Dr Anthony Berdis is an Associate Professor in the Chemistry Department at Cleveland State University. He is also Co-Founder and Chief Scientific Officer for Red5 Pharmaceuticals, LLC which develops novel agents targeting drug-resistant cancers. Dr Berdis received his PhD in Biochemistry from the University of North Texas. He performed an NIH sponsored postdoctoral fellowship under the direction of Professor Stephen J Benkovic at the Pennsylvania State University. Dr Berdis has published over 80 research papers and book chapters. His research has been funded by the National Institutes of Health, the National Science Foundation, and the Department of Defense.

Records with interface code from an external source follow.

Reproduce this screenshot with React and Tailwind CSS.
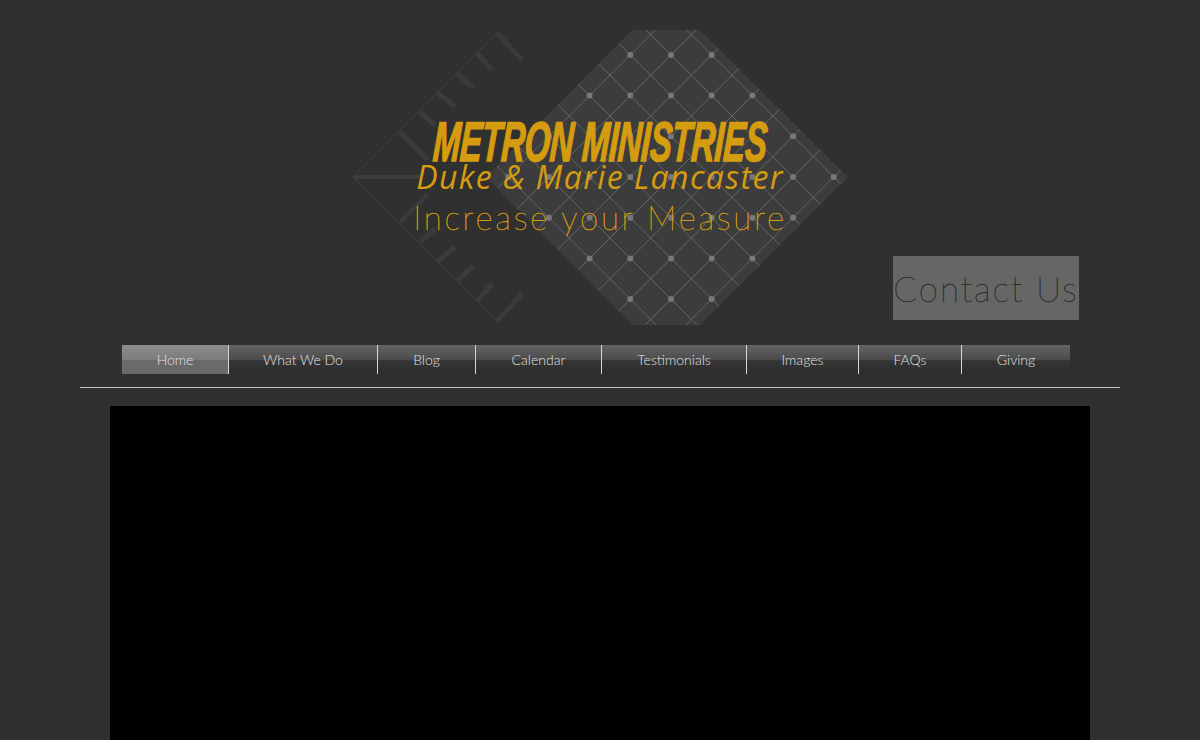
const navItems = [
  { label: "Home", width: "w-[107px]", active: true },
  { label: "What We Do", width: "w-[149px]" },
  { label: "Blog", width: "w-[98px]" },
  { label: "Calendar", width: "w-[126px]" },
  { label: "Testimonials", width: "w-[145px]" },
  { label: "Images", width: "w-[112px]" },
  { label: "FAQs", width: "w-[103px]" },
  { label: "Giving", width: "w-[108px]", last: true },
];

const STEP = 40.7;
const CX = 671;
const CY = 177;

const offsets = Array.from({ length: 21 }, (_, i) => (i - 10) * STEP);

const dots = [-3, -2, -1, 0, 1, 2, 3].flatMap((row) => {
  const reach = 4 - Math.abs(row);
  return Array.from({ length: reach * 2 + 1 }, (_, i) => ({
    x: CX + (i - reach) * STEP,
    y: CY + row * STEP,
  }));
});

const ticks = [
  [497, 33, 522, 60],
  [477, 53, 492, 70],
  [457, 73, 473, 88],
  [438, 93, 455, 107],
  [420, 112, 435, 125],
  [400, 132, 428, 160],
];

function Logo() {
  return (
    <svg
      className="absolute left-[350px] top-[28px] h-[300px] w-[500px]"
      viewBox="350 28 500 300"
    >
      <defs>
        <clipPath id="plate">
          <polygon points="632,30 700,30 848,177 700,325 632,325 486,177" />
        </clipPath>
      </defs>
      <polyline
        points="497,33 353,177 497,321"
        fill="none"
        stroke="#404040"
        strokeWidth="1"
      />
      {ticks.map(([x1, y1, x2, y2]) => (
        <g key={x1} stroke="#3b3b3b" strokeWidth="5">
          <line x1={x1} y1={y1} x2={x2} y2={y2} />
          <line x1={x1} y1={354 - y1} x2={x2} y2={354 - y2} />
        </g>
      ))}
      <line x1="354" y1="177" x2="420" y2="177" stroke="#3d3d3d" strokeWidth="4" />
      <polygon points="632,30 700,30 848,177 700,325 632,325 486,177" fill="#3c3c3c" />
      <g clipPath="url(#plate)" stroke="#727272" strokeWidth="0.8">
        {offsets.map((d) => (
          <g key={d}>
            <line x1={CX + d - 300} y1={CY - 300} x2={CX + d + 300} y2={CY + 300} />
            <line x1={CX + d - 300} y1={CY + 300} x2={CX + d + 300} y2={CY - 300} />
          </g>
        ))}
      </g>
      {dots.map((dot) => (
        <circle key={`${dot.x}-${dot.y}`} cx={dot.x} cy={dot.y} r="3" fill="#787878" />
      ))}
    </svg>
  );
}

function NavItem({ label, width, active, last }) {
  return (
    <a
      className={`relative flex h-full items-center justify-center ${width} ${
        last ? "" : "border-r border-[#d6d6d6]"
      } ${
        active
          ? "bg-[linear-gradient(#8c8c8c_0%,#7c7c7c_50%,#6a6a6a_52%,#696969_100%)]"
          : "bg-[linear-gradient(#636363_0%,#4c4c4c_50%,#353535_54%,#2d2d2d_100%)]"
      }`}
    >
      <span className="font-['Lato',sans-serif] text-[14px] font-light leading-none text-[#e4e4e4]">
        {label}
      </span>
    </a>
  );
}

export default function App() {
  return (
    <div className="h-[740px] overflow-hidden bg-[#303030]">
      <header className="relative flex h-[345px] items-end justify-end pb-[25px] pr-[121px]">
        <Logo />
        <div className="absolute left-0 right-0 top-[121px] flex justify-center">
          <h1 className="origin-center -skew-x-[6deg] scale-x-[0.585] whitespace-nowrap font-['Liberation_Sans',sans-serif] text-[56px] font-bold italic leading-[42px] tracking-[-0.5px] text-[#d69c0f] [-webkit-text-stroke:1.5px_#d69c0f]">
            METRON MINISTRIES
          </h1>
        </div>
        <div className="absolute left-0 right-0 top-[156px] flex justify-center">
          <p className="whitespace-nowrap font-['Open_Sans',sans-serif] text-[32px] italic leading-[42px] tracking-[1.4px] text-[#d69c0f]">
            Duke &amp; Marie Lancaster
          </p>
        </div>
        <div className="absolute left-0 right-0 top-[195px] flex justify-center">
          <p className="whitespace-nowrap font-['Lato',sans-serif] text-[33px] font-thin leading-[44px] tracking-[2.75px] text-[#d69c0f] [-webkit-text-stroke:0.5px_#d69c0f]">
            Increase your Measure
          </p>
        </div>
        <a className="relative flex h-[64px] w-[186px] items-center justify-center bg-[#666666]">
          <span className="whitespace-nowrap font-['Lato',sans-serif] text-[35px] font-thin leading-none tracking-[1.9px] text-[#2c2c2c] [-webkit-text-stroke:0.4px_#2c2c2c]">
            Contact Us
          </span>
        </a>
      </header>

      <nav className="ml-[122px] flex h-[29px] w-[948px]">
        {navItems.map((item) => (
          <NavItem key={item.label} {...item} />
        ))}
      </nav>

      <div className="mx-[80px] mt-[13px] h-px bg-[#c8c8c8]" />

      <main className="mx-[110px] mt-[18px] h-[334px] bg-black" />
    </div>
  );
}
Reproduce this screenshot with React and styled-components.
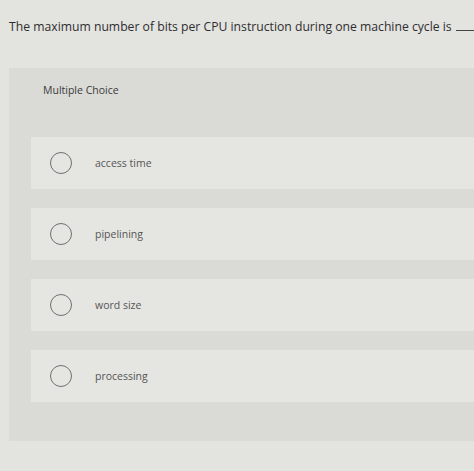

Temozolomide is a DNA damaging agent that is a frontline therapeutic agent against brain tumors including glioblastoma (GBM). Unfortunately, resistance to temozolomide occurs frequently, thus limiting the overall utility of the agent. Resistance can be caused by a variety of different cellular defects. However, an emerging mechanism of resistance reflects the ability to DNA polymerases to misreplicate DNA lesions that are left unrepaired. In this study, we provide evidence that the therapeutic efficacy of temozolomide can be significantly increased by co-administration of an artificial nucleoside, denoted as 5-nitroindolyl-2???-deoxyriboside (5-NIdR), that efficiently and selectively inhibits the replication of DNA lesions generated by temozolomide. Conversion of 5-NIdR to the corresponding nucleoside triphosphate 5-NITP in vivo creates a potent inhibitor of several human DNA polymerases that can replicate damaged DNA. This inhibition accounts for the ability of 5-NIdR to synergize with temozolomide to increase apoptosis of tumor cells. In a murine xenograft model of GBM, treatment with temozolomide only delayed tumor growth while co-administering 5-NIdR with temozolomide caused complete tumor regression. Preliminary toxicology studies demonstrate that high doses of 5-NIdR do not produce the side effects typically observed with conventional nucleoside analogs such as fludarabine and gemcitabine. Collectively, these preclinical results demonstrate pharmacological proof of concept for the coordinate inhibition of translesion DNA synthesis as a strategy to improve chemotherapeutic responses in aggressive brain tumors.